Repeat exactly the lines from the start of the material below up to and including the "import React from" line.

◆ ◆ ◆

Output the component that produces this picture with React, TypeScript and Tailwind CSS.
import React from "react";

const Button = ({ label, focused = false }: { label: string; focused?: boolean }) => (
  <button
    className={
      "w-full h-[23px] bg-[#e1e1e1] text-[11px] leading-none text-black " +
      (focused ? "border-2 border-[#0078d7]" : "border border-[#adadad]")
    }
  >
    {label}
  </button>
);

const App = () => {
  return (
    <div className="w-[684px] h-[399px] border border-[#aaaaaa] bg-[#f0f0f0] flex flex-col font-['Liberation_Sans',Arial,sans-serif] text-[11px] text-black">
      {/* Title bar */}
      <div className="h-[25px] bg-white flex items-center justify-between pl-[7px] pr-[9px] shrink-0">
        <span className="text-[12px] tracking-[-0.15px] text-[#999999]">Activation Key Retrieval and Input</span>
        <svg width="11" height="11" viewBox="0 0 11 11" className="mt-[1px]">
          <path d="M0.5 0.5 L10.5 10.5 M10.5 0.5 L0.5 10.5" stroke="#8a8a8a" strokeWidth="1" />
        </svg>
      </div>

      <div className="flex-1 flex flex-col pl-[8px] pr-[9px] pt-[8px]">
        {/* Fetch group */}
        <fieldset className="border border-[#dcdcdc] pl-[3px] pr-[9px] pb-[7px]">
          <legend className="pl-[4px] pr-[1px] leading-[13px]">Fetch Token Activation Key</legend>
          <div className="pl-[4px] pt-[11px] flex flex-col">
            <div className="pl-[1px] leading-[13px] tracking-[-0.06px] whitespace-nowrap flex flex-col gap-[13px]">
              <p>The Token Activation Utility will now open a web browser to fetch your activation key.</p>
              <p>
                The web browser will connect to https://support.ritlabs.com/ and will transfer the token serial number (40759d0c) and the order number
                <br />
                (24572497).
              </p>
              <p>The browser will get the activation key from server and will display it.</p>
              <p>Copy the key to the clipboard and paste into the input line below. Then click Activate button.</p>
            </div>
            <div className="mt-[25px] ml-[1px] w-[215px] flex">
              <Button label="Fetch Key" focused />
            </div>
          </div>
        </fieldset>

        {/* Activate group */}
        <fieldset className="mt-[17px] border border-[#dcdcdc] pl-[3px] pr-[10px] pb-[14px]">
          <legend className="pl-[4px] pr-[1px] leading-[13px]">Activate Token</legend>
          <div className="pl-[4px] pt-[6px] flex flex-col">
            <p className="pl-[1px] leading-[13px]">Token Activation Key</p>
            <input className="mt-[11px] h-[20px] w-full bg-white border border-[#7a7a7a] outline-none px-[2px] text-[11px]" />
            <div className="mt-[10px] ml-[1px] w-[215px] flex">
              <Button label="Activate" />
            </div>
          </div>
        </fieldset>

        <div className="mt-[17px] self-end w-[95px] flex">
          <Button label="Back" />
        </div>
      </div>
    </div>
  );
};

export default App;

◆ ◆ ◆

### Solution for this task
Output the component that produces this picture with React, TypeScript and Tailwind CSS.
import React from "react";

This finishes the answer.